Большевистская революция, верная интернационалистскому духу марксизма, вначале стремилась охватить весь мир. После смерти Ленина (1924 г.) и прихода к власти Сталина стало ясно, что это не удалось, и выбор был сделан в пользу «строительства социализма в отдельно взятой стране». Однако потребовалось больше времени, чтобы адепты «пролетарского интернационала» действительно прозрели.
Даже Гитлер считал саму идею нации устаревшей. Вскоре после прихода к власти в своих признаниях Раушнингу он сформулировал это следующим образом: «Понятие нации утратило смысл. Мне в начале пути пришлось им пользоваться по исторически обусловленным причинам. Но я всегда знал, что это лишь временное орудие. Оставьте нацию демократам и либералам. Это понятие пора отбросить. Мы заменим его новым понятием расы. Материалом для строительства будущего порядка станут вовсе не те народы, черты которых определила история…» Он продолжал: «С помощью понятия нации Франция вынесла свою великую революцию за границы страны. С помощью понятия расы национал-социалисты возглавят революцию, которая создаст новый мировой порядок… Наша революция… будет прямой противоположностью французской…» [215]. Подобно многим другим, Гитлер хотел «покончить с хаосом прошлого, утратившего всякий смысл» [216].

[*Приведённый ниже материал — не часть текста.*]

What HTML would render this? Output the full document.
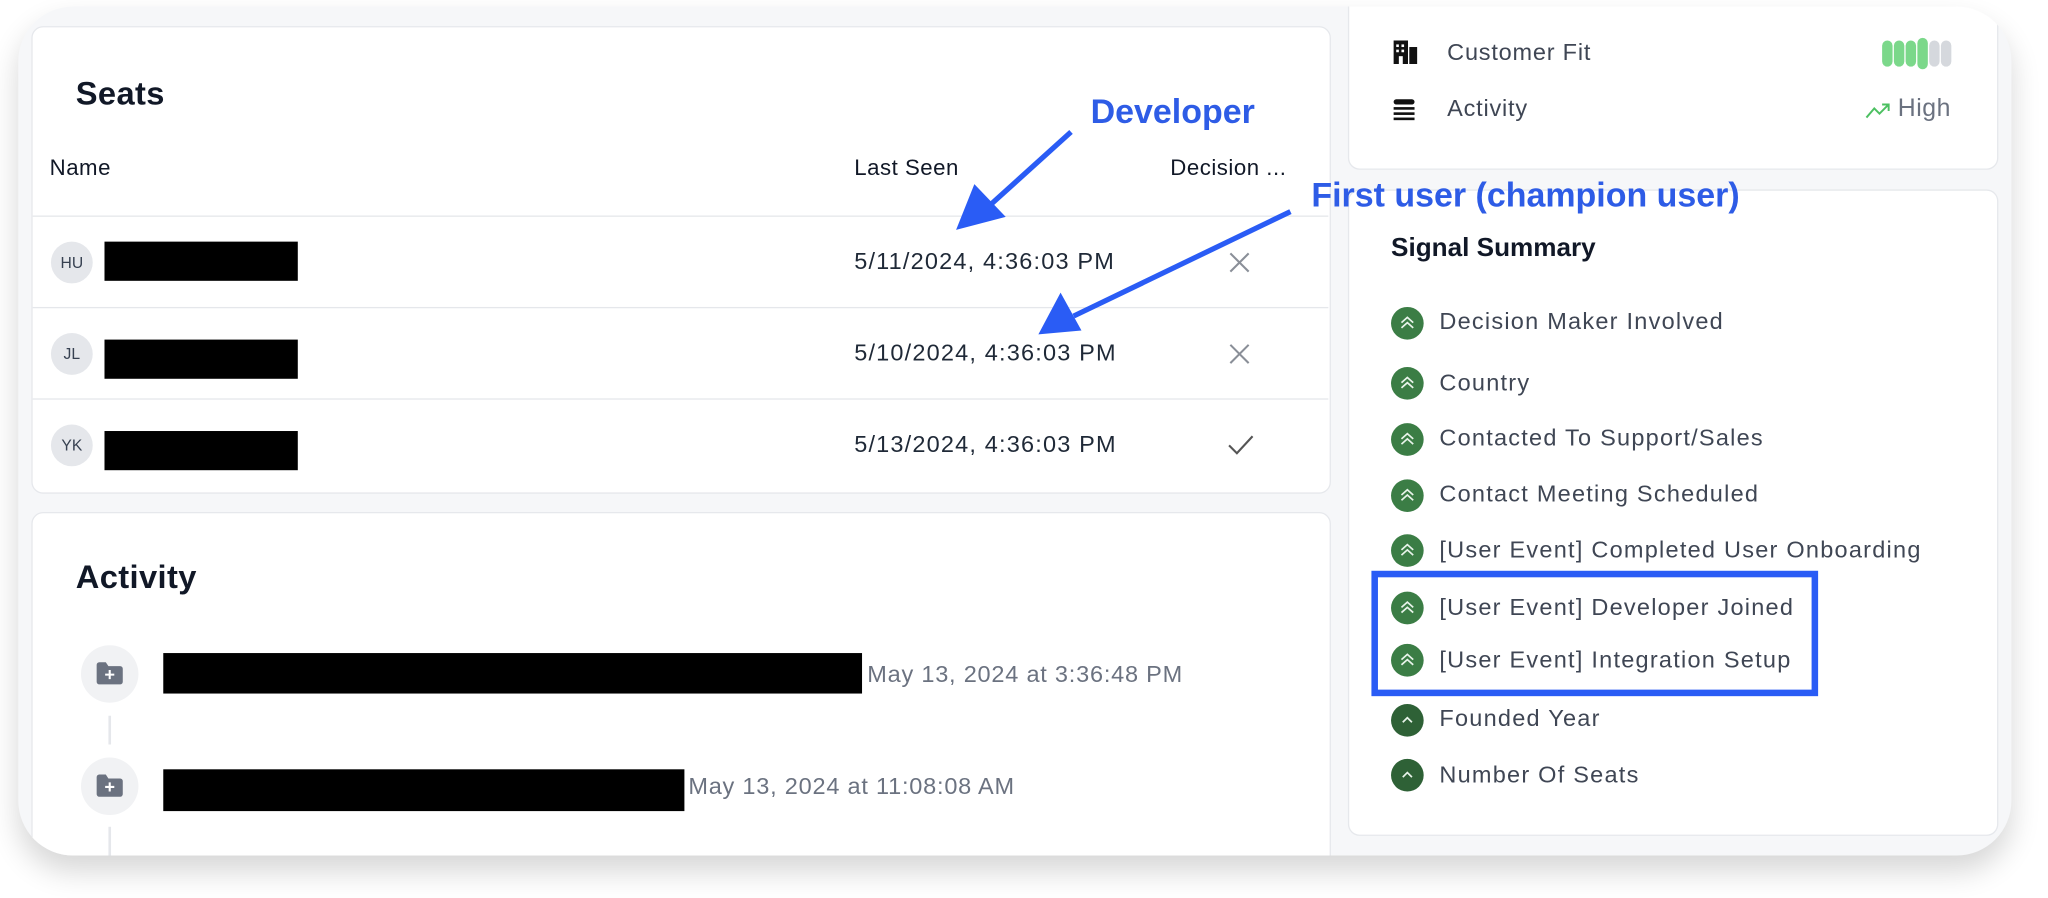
<!DOCTYPE html>
<html><head><meta charset="utf-8"><style>
html,body{margin:0;padding:0;background:#fff;overflow:hidden}
body{width:2048px;height:898px;position:relative}
#s{position:absolute;left:0;top:0;width:1568px;height:688px;transform:scale(1.30612);transform-origin:0 0;font-family:"Liberation Sans",sans-serif;color:#374151}
.a{position:absolute;white-space:nowrap}
.card{position:absolute;background:#fff;border:1px solid #e6e8ec;border-radius:9px}
.t{font-size:18px;color:#1f2937;letter-spacing:0.9px}
.hd{font-size:17px;color:#111827;letter-spacing:0.4px}
.av{position:absolute;width:32px;height:32px;border-radius:50%;background:#e5e7eb;font-size:12px;color:#374151;text-align:center;line-height:32px}
.blk{position:absolute;background:#000}
.sig{position:absolute;left:1065px;width:25px;height:25px;border-radius:50%;background:#3b7d45}
.sig svg{position:absolute;left:0;top:0}
.st{position:absolute;left:1102px;font-size:18px;color:#3f4654;white-space:nowrap;letter-spacing:0.95px}
.ic{position:absolute;width:44px;height:44px;border-radius:50%;background:#f1f2f4}
#box{position:absolute;left:14px;top:5px;width:1526px;height:650px;background:#f6f7f9;border-radius:42px;box-shadow:0 12px 22px rgba(0,0,0,.16);overflow:hidden}
#in{position:absolute;left:-14px;top:-5px;width:1568px;height:688px}
</style></head><body><div id="s">
<div id="box"><div id="in">

<div class="card" style="left:24px;top:20px;width:993px;height:356px"></div>
<div class="a" style="left:58px;top:58px;font-size:25px;color:#111827;font-weight:bold;letter-spacing:0.3px">Seats</div>
<div class="a hd" style="left:38px;top:119px">Name</div>
<div class="a hd" style="left:654px;top:119px">Last Seen</div>
<div class="a hd" style="left:896px;top:119px">Decision ...</div>
<div style="position:absolute;left:25px;top:165px;width:992px;height:1px;background:#e5e7eb"></div>
<div style="position:absolute;left:25px;top:235px;width:992px;height:1px;background:#e5e7eb"></div>
<div style="position:absolute;left:25px;top:305px;width:992px;height:1px;background:#e5e7eb"></div>
<div class="av" style="left:39px;top:185px">HU</div>
<div class="av" style="left:39px;top:255px">JL</div>
<div class="av" style="left:39px;top:325px">YK</div>
<div class="blk" style="left:80px;top:185px;width:148px;height:30px"></div>
<div class="blk" style="left:80px;top:260px;width:148px;height:30px"></div>
<div class="blk" style="left:80px;top:330px;width:148px;height:30px"></div>
<div class="a t" style="left:654px;top:190px">5/11/2024, 4:36:03 PM</div>
<div class="a t" style="left:654px;top:260px">5/10/2024, 4:36:03 PM</div>
<div class="a t" style="left:654px;top:330px">5/13/2024, 4:36:03 PM</div>
<svg style="position:absolute;left:940px;top:192px" width="18" height="18"><path d="M2 2L16 16M16 2L2 16" stroke="#8a8f98" stroke-width="1.6"/></svg>
<svg style="position:absolute;left:940px;top:262px" width="18" height="18"><path d="M2 2L16 16M16 2L2 16" stroke="#8a8f98" stroke-width="1.6"/></svg>
<svg style="position:absolute;left:940px;top:332px" width="20" height="18"><path d="M1 9L7 15L19 2" stroke="#555" stroke-width="1.6" fill="none"/></svg>

<div class="card" style="left:24px;top:392px;width:993px;height:320px"></div>
<div class="a" style="left:58px;top:428px;font-size:25px;color:#111827;font-weight:bold;letter-spacing:0.3px">Activity</div>
<div class="ic" style="left:62px;top:494px"></div>
<div class="ic" style="left:62px;top:580px"></div>
<svg style="position:absolute;left:73px;top:506px" width="22" height="20"><path d="M1 3a2 2 0 0 1 2-2h5l2 3h9a2 2 0 0 1 2 2v10a2 2 0 0 1-2 2H3a2 2 0 0 1-2-2z" fill="#6b7280"/><path d="M11 7v7M7.5 10.5h7" stroke="#fff" stroke-width="1.6"/></svg>
<svg style="position:absolute;left:73px;top:592px" width="22" height="20"><path d="M1 3a2 2 0 0 1 2-2h5l2 3h9a2 2 0 0 1 2 2v10a2 2 0 0 1-2 2H3a2 2 0 0 1-2-2z" fill="#6b7280"/><path d="M11 7v7M7.5 10.5h7" stroke="#fff" stroke-width="1.6"/></svg>
<div style="position:absolute;left:83px;top:548px;width:2px;height:22px;background:#e5e7eb"></div>
<div style="position:absolute;left:83px;top:633px;width:2px;height:30px;background:#e5e7eb"></div>
<div class="blk" style="left:125px;top:500px;width:535px;height:31px"></div>
<div class="blk" style="left:125px;top:589px;width:399px;height:32px"></div>
<div class="a" style="left:664px;top:506px;font-size:18px;color:#6b7280;letter-spacing:0.6px">May 13, 2024 at 3:36:48 PM</div>
<div class="a" style="left:527px;top:592px;font-size:18px;color:#6b7280;letter-spacing:0.6px">May 13, 2024 at 11:08:08 AM</div>

<div class="card" style="left:1032px;top:-20px;width:496px;height:148px"></div>
<svg style="position:absolute;left:1066px;top:30px" width="20" height="20"><rect x="1" y="1" width="11" height="18" fill="#111"/><rect x="13" y="6" width="6" height="13" fill="#111"/><g fill="#fff"><rect x="3" y="4" width="2" height="2"/><rect x="7" y="4" width="2" height="2"/><rect x="3" y="8" width="2" height="2"/><rect x="7" y="8" width="2" height="2"/><rect x="5" y="13" width="3" height="6"/></g></svg>
<div class="a" style="left:1108px;top:30px;font-size:18px;color:#3f4654;letter-spacing:0.6px">Customer Fit</div>
<div style="position:absolute;left:1441px;top:31px;width:8px;height:20px;border-radius:4px;background:#7bd88a"></div>
<div style="position:absolute;left:1450px;top:31px;width:8px;height:20px;border-radius:4px;background:#7bd88a"></div>
<div style="position:absolute;left:1459px;top:31px;width:8px;height:20px;border-radius:4px;background:#7bd88a"></div>
<div style="position:absolute;left:1468px;top:29px;width:8px;height:24px;border-radius:4px;background:#7bd88a"></div>
<div style="position:absolute;left:1477px;top:31px;width:8px;height:20px;border-radius:4px;background:#d5d8dd"></div>
<div style="position:absolute;left:1486px;top:31px;width:8px;height:20px;border-radius:4px;background:#d5d8dd"></div>
<svg style="position:absolute;left:1066px;top:75px" width="18" height="18"><rect x="1" y="1" width="16" height="4" rx="2" fill="#111"/><rect x="1" y="7" width="16" height="2" fill="#111"/><rect x="1" y="11" width="16" height="2" fill="#111"/><rect x="1" y="15" width="16" height="2" fill="#111"/></svg>
<div class="a" style="left:1108px;top:73px;font-size:18px;color:#3f4654;letter-spacing:0.6px">Activity</div>
<svg style="position:absolute;left:1428px;top:78px" width="20" height="14"><path d="M1 12L7 5L11 9L18 2M13 2h5v5" stroke="#4cc061" stroke-width="1.5" fill="none"/></svg>
<div class="a" style="left:1453px;top:73px;font-size:19px;color:#6b7280;letter-spacing:0.4px">High</div>

<div class="card" style="left:1032px;top:145px;width:496px;height:493px"></div>
<div class="a" style="left:1065px;top:179px;font-size:20px;font-weight:bold;color:#111827">Signal Summary</div>

<div class="sig" style="top:235px"><svg width="25" height="25"><path d="M8 12L12.5 8L17 12M8 16L12.5 12L17 16" stroke="#e8f3ea" stroke-width="1.3" fill="none"/></svg></div>
<div class="st" style="top:236px">Decision Maker Involved</div>
<div class="sig" style="top:281px"><svg width="25" height="25"><path d="M8 12L12.5 8L17 12M8 16L12.5 12L17 16" stroke="#e8f3ea" stroke-width="1.3" fill="none"/></svg></div>
<div class="st" style="top:283px">Country</div>
<div class="sig" style="top:324px"><svg width="25" height="25"><path d="M8 12L12.5 8L17 12M8 16L12.5 12L17 16" stroke="#e8f3ea" stroke-width="1.3" fill="none"/></svg></div>
<div class="st" style="top:325px">Contacted To Support/Sales</div>
<div class="sig" style="top:367px"><svg width="25" height="25"><path d="M8 12L12.5 8L17 12M8 16L12.5 12L17 16" stroke="#e8f3ea" stroke-width="1.3" fill="none"/></svg></div>
<div class="st" style="top:368px">Contact Meeting Scheduled</div>
<div class="sig" style="top:409px"><svg width="25" height="25"><path d="M8 12L12.5 8L17 12M8 16L12.5 12L17 16" stroke="#e8f3ea" stroke-width="1.3" fill="none"/></svg></div>
<div class="st" style="top:411px">[User Event] Completed User Onboarding</div>
<div class="sig" style="top:453px"><svg width="25" height="25"><path d="M8 12L12.5 8L17 12M8 16L12.5 12L17 16" stroke="#e8f3ea" stroke-width="1.3" fill="none"/></svg></div>
<div class="st" style="top:455px">[User Event] Developer Joined</div>
<div class="sig" style="top:493px"><svg width="25" height="25"><path d="M8 12L12.5 8L17 12M8 16L12.5 12L17 16" stroke="#e8f3ea" stroke-width="1.3" fill="none"/></svg></div>
<div class="st" style="top:495px">[User Event] Integration Setup</div>
<div class="sig" style="top:539px;background:#2e6136"><svg width="25" height="25"><path d="M9 14L12.5 10.5L16 14" stroke="#e8f3ea" stroke-width="1.3" fill="none"/></svg></div>
<div class="st" style="top:540px">Founded Year</div>
<div class="sig" style="top:581px;background:#2e6136"><svg width="25" height="25"><path d="M9 14L12.5 10.5L16 14" stroke="#e8f3ea" stroke-width="1.3" fill="none"/></svg></div>
<div class="st" style="top:583px">Number Of Seats</div>

</div></div>

<div style="position:absolute;left:1050px;top:437px;width:332px;height:86px;border:5px solid #2a5cf5"></div>

<div class="a" style="left:835px;top:70px;font-size:26px;color:#2e5ce6;font-weight:bold">Developer</div>
<div class="a" style="left:1004px;top:134px;font-size:26px;color:#2e5ce6;font-weight:bold">First user (champion user)</div>
<svg style="position:absolute;left:0;top:0" width="1568" height="688">
<path d="M820 101L757 158" stroke="#2a5cf5" stroke-width="4"/>
<path d="M732 176L746 141L770 166Z" fill="#2a5cf5"/>
<path d="M988 162L822 242" stroke="#2a5cf5" stroke-width="4"/>
<path d="M795 256L812 224L828 253Z" fill="#2a5cf5"/>
</svg>
</div></body></html>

Точно так же, как и двум крупнейшим идеологиям XX в., коммунизму и национал-социализму, Жану Монне и его наследникам не удалось, выстроив наднациональную или «постнациональную» Европу, списать нации со счетов. Как отмечает Пьер-Анри Аржансон, «утопический замысел евро продолжает список конструктивистских идеологий, которые претендовали на то, чтобы “из национальной глины” вылепить нового постнационального европейца, способного бросить вызов самым фундаментальным законам экономики и отбросить самые древние политические институты» [217]. Сегодня строительство Европы то следует какой-то собственной логике, которая якобы является европейской, но, по сути, неподотчетна гражданам и сводится к путаной и мелочной регламентации (вплоть до доли какао в шоколаде), то служит прикрытием для защиты национальных интересов отдельных стран, то вообще для гегемонистских устремлений внешних держав. Всякий, у кого есть хоть какой-то опыт в «европейских делах», понимает, что национальная повестка дня все еще доминирует над все более эфемерными «европейскими интересами».

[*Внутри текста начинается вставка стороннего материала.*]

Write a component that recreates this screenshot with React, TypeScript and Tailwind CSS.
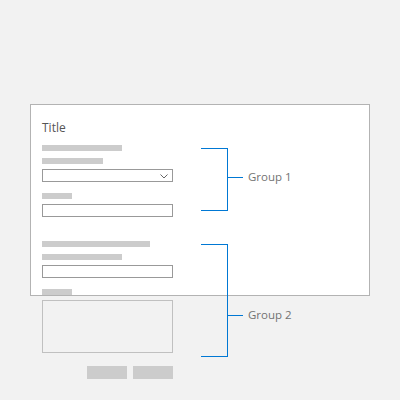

Если европейские нации продолжают жить, хотелось бы думать, что, пройдя сквозь горнило стольких испытаний, они преобразились и, достигнув стадии, которую немецкий историк Генрих Август Винклер окрестил «постнациональными нациями», получили прививку от детской болезни национализма, подобно тому, как дети, повзрослев, обычно вырабатывают иммунитет от кори.
Этот тезис, однако, не до конца подтверждается фактами.
Исторически национализм был плодом обостренного чувства унижения или мечтаний о господстве и всегда скрывал тревогу коллективного бессознательного или, если выражаться иначе, больное или раненое самосознание. Можно ли навсегда исключить, что народы, ставшие жертвами несправедливой или абсурдной политики, не отреагируют самым иррациональным образом?
Благомыслящие элиты легко списывают все грехи на народы. Когда каждый пятый итальянец отдает свои голоса за Беппе Грилло, «бывшего комика», который больше не смешит, они принимаются кричать о «популизме». Однако пироманам, изображающим из себя пожарных, не помешало бы взглянуть на самих себя: какой выбор оставили избирателю итальянские правые и левые, которые стали настолько неразличимы, что, кажется, без труда могут править вместе? Разве есть что-то странное в том, что в Италии, да и в других странах, фальшивая двухпартийность ведет к политическим кризисам, которые отчасти напоминают климат 1930-х гг.?
* * *
Европейским элитам стоило бы скорее подумать о том, как вернуть своим народам целостное историческое сознание, которое необходимо, чтобы они смогли вернуться в историю. Единую валюту – даже в краткосрочной перспективе – не спасти ни с помощью кажущегося техническим, но политически нереализуемого латания дыр (фискальный союз, банковский союз и т. д.), ни милой болтовней о «политическом союзе». Именно в этом духе Г.-Д. Геншер в недавней книге рассуждал о «новом мышлении», ставшем возможным благодаря «равенству прав» больших и малых государств внутри Евросоюза [218]. Однако он тут же добавляет, что «Веймарский треугольник», объединяющий Германию, Францию и Польшу, мог бы «стать мотором для всего Евросоюза» [219]. «Когда польский министр, выступая [в Бундестаге], утверждает, что Германия должна еще активнее играть роль лидера ( Führungsrolle ), он просто имеет в виду, что мы, немцы, как самая влиятельная из наций, несем самую большую ответственность за то, каким окажется облик ( Gestaltung ) Европы» [220].